> [WRITTEN REQUEST]: Without including any images, repeat the data exactly.

> [RECORDED DATA]:
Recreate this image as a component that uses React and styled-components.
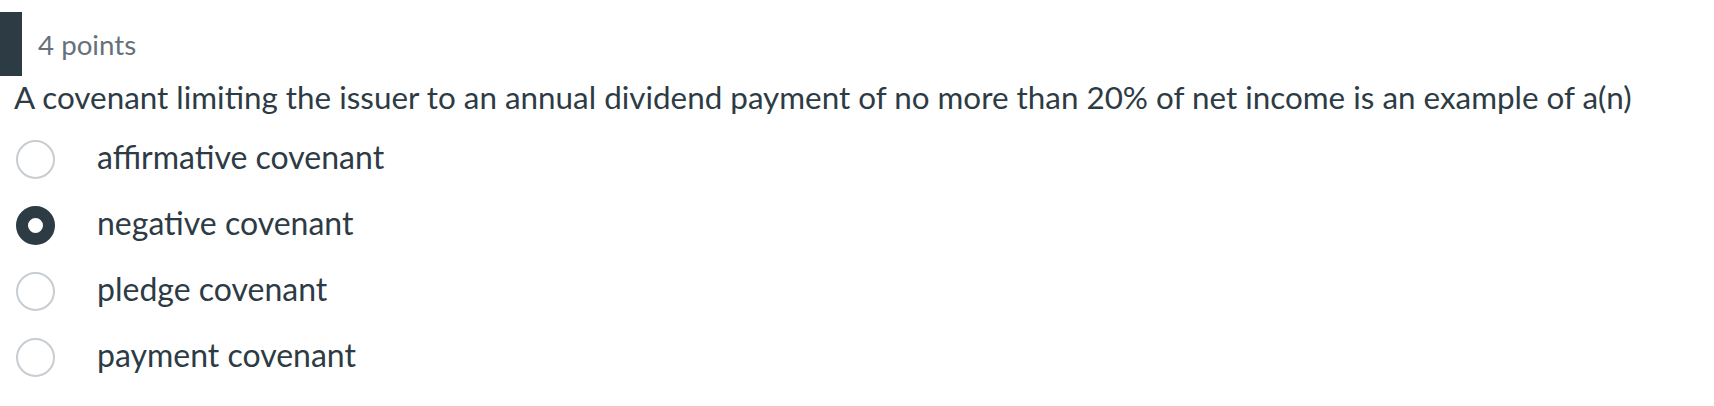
import React from 'react';
import styled, { createGlobalStyle } from 'styled-components';

const GlobalStyle = createGlobalStyle`
  body {
    margin: 0;
    background: #ffffff;
    font-family: Lato, "Open Sans", sans-serif;
    color: #2d3b45;
  }
`;

const Question = styled.div`
  padding-top: 12px;
`;

const Header = styled.div`
  display: flex;
  align-items: center;
  height: 64px;
  border-left: 22px solid #2d3b45;
  padding-left: 16px;
  font-size: 27.7px;
  color: #66717a;
`;

const Prompt = styled.p`
  margin: 0;
  padding: 0 14px;
  font-size: 31.4px;
  line-height: 42px;
`;

const Answers = styled.div`
  display: flex;
  flex-direction: column;
  padding-top: 8px;
`;

const Answer = styled.label`
  display: flex;
  align-items: center;
  height: 66px;
  padding-left: 16px;
  font-size: 32px;
  line-height: 40px;
  cursor: pointer;
`;

const AnswerText = styled.span`
  padding-bottom: 5px;
`;

const Radio = styled.span`
  box-sizing: border-box;
  width: 39px;
  height: 39px;
  border-radius: 50%;
  flex-shrink: 0;
  margin-right: 42px;
  border: ${p => (p.checked ? '12px solid #2d3b45' : '2px solid #c7cdd1')};
  background: #ffffff;
`;

const options = [
  'affirmative covenant',
  'negative covenant',
  'pledge covenant',
  'payment covenant',
];

const App = () => {
  return (
    <>
      <GlobalStyle />
      <Question>
        <Header>4 points</Header>
        <Prompt>
          A covenant limiting the issuer to an annual dividend payment of no more than 20% of net income is an example of a(n)
        </Prompt>
        <Answers>
          {options.map((o, i) => (
            <Answer key={o}>
              <Radio checked={i === 1} />
              <AnswerText>{o}</AnswerText>
            </Answer>
          ))}
        </Answers>
      </Question>
    </>
  );
};

export default App;
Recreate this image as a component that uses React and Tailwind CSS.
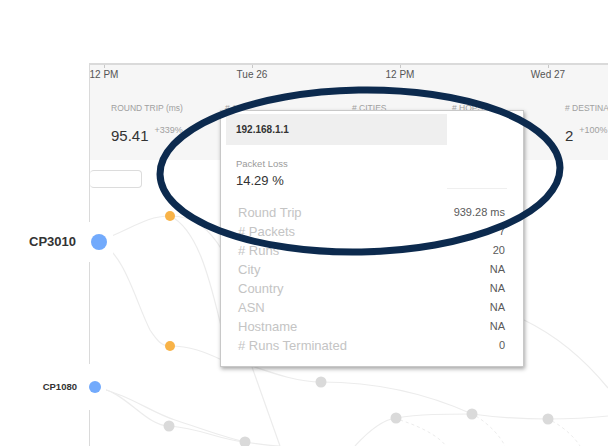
import React from "react";

const ticks = ["12 PM", "Tue 26", "12 PM", "Wed 27"];

const stats = [
  { label: "ROUND TRIP (ms)", value: "95.41", delta: "+339%", w: "w-[114px]" },
  { label: "# AS", value: "3", delta: "+50%", w: "w-[127px]" },
  { label: "# CITIES", value: "2", delta: "+0%", w: "w-[100px]" },
  { label: "# HOPS", value: "9", delta: "+12%", w: "w-[113px]" },
  { label: "# DESTINATIONS", value: "2", delta: "+100%", w: "w-[120px]" },
];

const rows = [
  ["Round Trip", "939.28 ms"],
  ["# Packets", "7"],
  ["# Runs", "20"],
  ["City", "NA"],
  ["Country", "NA"],
  ["ASN", "NA"],
  ["Hostname", "NA"],
  ["# Runs Terminated", "0"],
];

const grayNodes = [
  [321, 382],
  [396, 418],
  [472, 414],
  [548, 419],
  [169, 426],
  [245, 442],
];

function Graph() {
  return (
    <svg className="absolute left-0 top-0" width="608" height="446" fill="none">
      <g stroke="#ececec" strokeWidth="1.2">
        <path d="M99 241 C130 230,145 216,170 216" />
        <path d="M170 216 C195 216,210 230,222 250" />
        <path d="M170 216 C200 230,212 290,222 330" />
        <path d="M99 241 C125 255,135 300,150 330 C158 342,162 346,170 346" />
        <path d="M170 346 C190 346,205 352,222 360" />
        <path d="M240 362 C270 372,295 382,321 382" />
        <path d="M321 382 C380 382,430 395,472 414 C500 418,530 419,548 419 C570 419,590 418,608 416" />
        <path d="M396 418 C420 414,445 414,472 414" />
        <path d="M396 418 C380 420,365 435,355 446" />
        <path d="M252 367 L280 446" />
        <path d="M95 387 C125 390,145 426,169 426" />
        <path d="M95 387 C130 395,150 412,175 420 C200 428,220 436,245 442" />
        <path d="M169 426 C200 428,220 440,245 442 C260 444,270 446,280 446" />
        <path d="M524 320 C555 335,585 360,608 388" />
      </g>
      <g stroke="#ececec" strokeWidth="1" strokeDasharray="3 3">
        <path d="M400 420 C425 428,440 438,446 446" />
        <path d="M476 416 C490 425,500 436,505 446" />
        <path d="M552 421 C565 428,575 438,580 446" />
      </g>
      {grayNodes.map(([x, y], i) => (
        <circle key={i} cx={x} cy={y} r="5.5" fill="#dadada" />
      ))}
      <circle cx="170" cy="216" r="5" fill="#f8b348" />
      <circle cx="170" cy="346" r="5" fill="#f8b348" />
    </svg>
  );
}

export default function App() {
  return (
    <div className="relative h-[446px] w-[608px] overflow-hidden bg-white font-['Liberation_Sans',Arial,sans-serif]">
      <div className="ml-[89px] mt-[63px] h-[383px] overflow-hidden border-l border-t-2 border-[#dadada]">
        <div className="h-[95px] bg-[#f6f6f6]">
          <div className="ml-[-60px] flex h-[20px]">
            {ticks.map((t, i) => (
              <div key={i} className="flex w-[148px] shrink-0 flex-col items-center">
                <div className="h-[3px] w-px bg-[#c8c8c8]" />
                <div className="mt-[1px] text-[10px] leading-[12px] text-[#555]">{t}</div>
              </div>
            ))}
          </div>
          <div className="mt-[18px] flex pl-[21px]">
            {stats.map((s) => (
              <div key={s.label} className={`${s.w} shrink-0`}>
                <div className="whitespace-nowrap text-[8.5px] leading-[10px] text-[#a0a0a0]">{s.label}</div>
                <div className="mt-[14px] flex items-start whitespace-nowrap">
                  <span className="text-[15px] leading-[17px] text-[#333]">{s.value}</span>
                  <span className="ml-[6px] mt-[-2px] text-[9px] leading-[11px] text-[#a0a0a0]">{s.delta}</span>
                </div>
              </div>
            ))}
          </div>
        </div>
        <div className="mt-[10px] h-[18px] w-[52px] rounded-sm border border-l-0 border-[#dcdcdc]" />
      </div>

      <Graph />

      <div className="absolute left-0 top-[222px] flex h-[40px] w-[113px] items-center justify-end gap-[15px] bg-white pr-[6px]">
        <span className="text-[13px] font-bold text-[#333]">CP3010</span>
        <span className="h-[16px] w-[16px] rounded-full bg-[#72aafc]" />
      </div>
      <div className="absolute left-0 top-[364px] flex h-[46px] w-[106px] items-center justify-end gap-[12px] bg-white pr-[5px]">
        <span className="text-[9.5px] font-bold text-[#333]">CP1080</span>
        <span className="h-[12px] w-[12px] rounded-full bg-[#72aafc]" />
      </div>

      <div className="absolute left-[220px] top-[110px] h-[257px] w-[304px] border border-[#c8c8c8] bg-white pl-[5px] pt-[3px] shadow-[1px_2px_4px_rgba(0,0,0,0.35)]">
        <div className="flex h-[31px] w-[221px] items-center bg-[#efefef] pl-[10px] text-[10px] font-bold text-[#333]">
          192.168.1.1
        </div>
        <div className="flex">
          <div className="h-[54px] w-[221px] pl-[10px] pt-[13px]">
            <div className="text-[9.5px] leading-[11px] text-[#9a9a9a]">Packet Loss</div>
            <div className="mt-[4px] text-[13px] leading-[15px] text-[#333]">14.29 %</div>
          </div>
          <div className="h-[44px] w-[60px] border-b border-[#efefef]" />
        </div>
        <div className="mt-[4px] pl-[12px] pr-[18px]">
          {rows.map(([k, v]) => (
            <div key={k} className="flex h-[19px] items-center justify-between">
              <span className="text-[13px] text-[#c4c4c4]">{k}</span>
              <span className="text-[11px] text-[#5a5a5a]">{v}</span>
            </div>
          ))}
        </div>
      </div>

      <svg className="pointer-events-none absolute left-0 top-0" width="608" height="446" fill="none">
        <ellipse cx="360" cy="171" rx="200" ry="81" stroke="#0c2a4e" strokeWidth="7" transform="rotate(-1 360 171)" />
      </svg>
    </div>
  );
}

> [ANSWER BELOW]:
Recreate this image as a component that uses React and styled-components.
import React from 'react';
import styled, { createGlobalStyle } from 'styled-components';

const GlobalStyle = createGlobalStyle`
  body {
    margin: 0;
    background: #ffffff;
    font-family: Lato, "Open Sans", sans-serif;
    color: #2d3b45;
  }
`;

const Question = styled.div`
  padding-top: 12px;
`;

const Header = styled.div`
  display: flex;
  align-items: center;
  height: 64px;
  border-left: 22px solid #2d3b45;
  padding-left: 16px;
  font-size: 27.7px;
  color: #66717a;
`;

const Prompt = styled.p`
  margin: 0;
  padding: 0 14px;
  font-size: 31.4px;
  line-height: 42px;
`;

const Answers = styled.div`
  display: flex;
  flex-direction: column;
  padding-top: 8px;
`;

const Answer = styled.label`
  display: flex;
  align-items: center;
  height: 66px;
  padding-left: 16px;
  font-size: 32px;
  line-height: 40px;
  cursor: pointer;
`;

const AnswerText = styled.span`
  padding-bottom: 5px;
`;

const Radio = styled.span`
  box-sizing: border-box;
  width: 39px;
  height: 39px;
  border-radius: 50%;
  flex-shrink: 0;
  margin-right: 42px;
  border: ${p => (p.checked ? '12px solid #2d3b45' : '2px solid #c7cdd1')};
  background: #ffffff;
`;

const options = [
  'affirmative covenant',
  'negative covenant',
  'pledge covenant',
  'payment covenant',
];

const App = () => {
  return (
    <>
      <GlobalStyle />
      <Question>
        <Header>4 points</Header>
        <Prompt>
          A covenant limiting the issuer to an annual dividend payment of no more than 20% of net income is an example of a(n)
        </Prompt>
        <Answers>
          {options.map((o, i) => (
            <Answer key={o}>
              <Radio checked={i === 1} />
              <AnswerText>{o}</AnswerText>
            </Answer>
          ))}
        </Answers>
      </Question>
    </>
  );
};

export default App;
Recreate this image as a component that uses React and Tailwind CSS.
import React from "react";

const ticks = ["12 PM", "Tue 26", "12 PM", "Wed 27"];

const stats = [
  { label: "ROUND TRIP (ms)", value: "95.41", delta: "+339%", w: "w-[114px]" },
  { label: "# AS", value: "3", delta: "+50%", w: "w-[127px]" },
  { label: "# CITIES", value: "2", delta: "+0%", w: "w-[100px]" },
  { label: "# HOPS", value: "9", delta: "+12%", w: "w-[113px]" },
  { label: "# DESTINATIONS", value: "2", delta: "+100%", w: "w-[120px]" },
];

const rows = [
  ["Round Trip", "939.28 ms"],
  ["# Packets", "7"],
  ["# Runs", "20"],
  ["City", "NA"],
  ["Country", "NA"],
  ["ASN", "NA"],
  ["Hostname", "NA"],
  ["# Runs Terminated", "0"],
];

const grayNodes = [
  [321, 382],
  [396, 418],
  [472, 414],
  [548, 419],
  [169, 426],
  [245, 442],
];

function Graph() {
  return (
    <svg className="absolute left-0 top-0" width="608" height="446" fill="none">
      <g stroke="#ececec" strokeWidth="1.2">
        <path d="M99 241 C130 230,145 216,170 216" />
        <path d="M170 216 C195 216,210 230,222 250" />
        <path d="M170 216 C200 230,212 290,222 330" />
        <path d="M99 241 C125 255,135 300,150 330 C158 342,162 346,170 346" />
        <path d="M170 346 C190 346,205 352,222 360" />
        <path d="M240 362 C270 372,295 382,321 382" />
        <path d="M321 382 C380 382,430 395,472 414 C500 418,530 419,548 419 C570 419,590 418,608 416" />
        <path d="M396 418 C420 414,445 414,472 414" />
        <path d="M396 418 C380 420,365 435,355 446" />
        <path d="M252 367 L280 446" />
        <path d="M95 387 C125 390,145 426,169 426" />
        <path d="M95 387 C130 395,150 412,175 420 C200 428,220 436,245 442" />
        <path d="M169 426 C200 428,220 440,245 442 C260 444,270 446,280 446" />
        <path d="M524 320 C555 335,585 360,608 388" />
      </g>
      <g stroke="#ececec" strokeWidth="1" strokeDasharray="3 3">
        <path d="M400 420 C425 428,440 438,446 446" />
        <path d="M476 416 C490 425,500 436,505 446" />
        <path d="M552 421 C565 428,575 438,580 446" />
      </g>
      {grayNodes.map(([x, y], i) => (
        <circle key={i} cx={x} cy={y} r="5.5" fill="#dadada" />
      ))}
      <circle cx="170" cy="216" r="5" fill="#f8b348" />
      <circle cx="170" cy="346" r="5" fill="#f8b348" />
    </svg>
  );
}

export default function App() {
  return (
    <div className="relative h-[446px] w-[608px] overflow-hidden bg-white font-['Liberation_Sans',Arial,sans-serif]">
      <div className="ml-[89px] mt-[63px] h-[383px] overflow-hidden border-l border-t-2 border-[#dadada]">
        <div className="h-[95px] bg-[#f6f6f6]">
          <div className="ml-[-60px] flex h-[20px]">
            {ticks.map((t, i) => (
              <div key={i} className="flex w-[148px] shrink-0 flex-col items-center">
                <div className="h-[3px] w-px bg-[#c8c8c8]" />
                <div className="mt-[1px] text-[10px] leading-[12px] text-[#555]">{t}</div>
              </div>
            ))}
          </div>
          <div className="mt-[18px] flex pl-[21px]">
            {stats.map((s) => (
              <div key={s.label} className={`${s.w} shrink-0`}>
                <div className="whitespace-nowrap text-[8.5px] leading-[10px] text-[#a0a0a0]">{s.label}</div>
                <div className="mt-[14px] flex items-start whitespace-nowrap">
                  <span className="text-[15px] leading-[17px] text-[#333]">{s.value}</span>
                  <span className="ml-[6px] mt-[-2px] text-[9px] leading-[11px] text-[#a0a0a0]">{s.delta}</span>
                </div>
              </div>
            ))}
          </div>
        </div>
        <div className="mt-[10px] h-[18px] w-[52px] rounded-sm border border-l-0 border-[#dcdcdc]" />
      </div>

      <Graph />

      <div className="absolute left-0 top-[222px] flex h-[40px] w-[113px] items-center justify-end gap-[15px] bg-white pr-[6px]">
        <span className="text-[13px] font-bold text-[#333]">CP3010</span>
        <span className="h-[16px] w-[16px] rounded-full bg-[#72aafc]" />
      </div>
      <div className="absolute left-0 top-[364px] flex h-[46px] w-[106px] items-center justify-end gap-[12px] bg-white pr-[5px]">
        <span className="text-[9.5px] font-bold text-[#333]">CP1080</span>
        <span className="h-[12px] w-[12px] rounded-full bg-[#72aafc]" />
      </div>

      <div className="absolute left-[220px] top-[110px] h-[257px] w-[304px] border border-[#c8c8c8] bg-white pl-[5px] pt-[3px] shadow-[1px_2px_4px_rgba(0,0,0,0.35)]">
        <div className="flex h-[31px] w-[221px] items-center bg-[#efefef] pl-[10px] text-[10px] font-bold text-[#333]">
          192.168.1.1
        </div>
        <div className="flex">
          <div className="h-[54px] w-[221px] pl-[10px] pt-[13px]">
            <div className="text-[9.5px] leading-[11px] text-[#9a9a9a]">Packet Loss</div>
            <div className="mt-[4px] text-[13px] leading-[15px] text-[#333]">14.29 %</div>
          </div>
          <div className="h-[44px] w-[60px] border-b border-[#efefef]" />
        </div>
        <div className="mt-[4px] pl-[12px] pr-[18px]">
          {rows.map(([k, v]) => (
            <div key={k} className="flex h-[19px] items-center justify-between">
              <span className="text-[13px] text-[#c4c4c4]">{k}</span>
              <span className="text-[11px] text-[#5a5a5a]">{v}</span>
            </div>
          ))}
        </div>
      </div>

      <svg className="pointer-events-none absolute left-0 top-0" width="608" height="446" fill="none">
        <ellipse cx="360" cy="171" rx="200" ry="81" stroke="#0c2a4e" strokeWidth="7" transform="rotate(-1 360 171)" />
      </svg>
    </div>
  );
}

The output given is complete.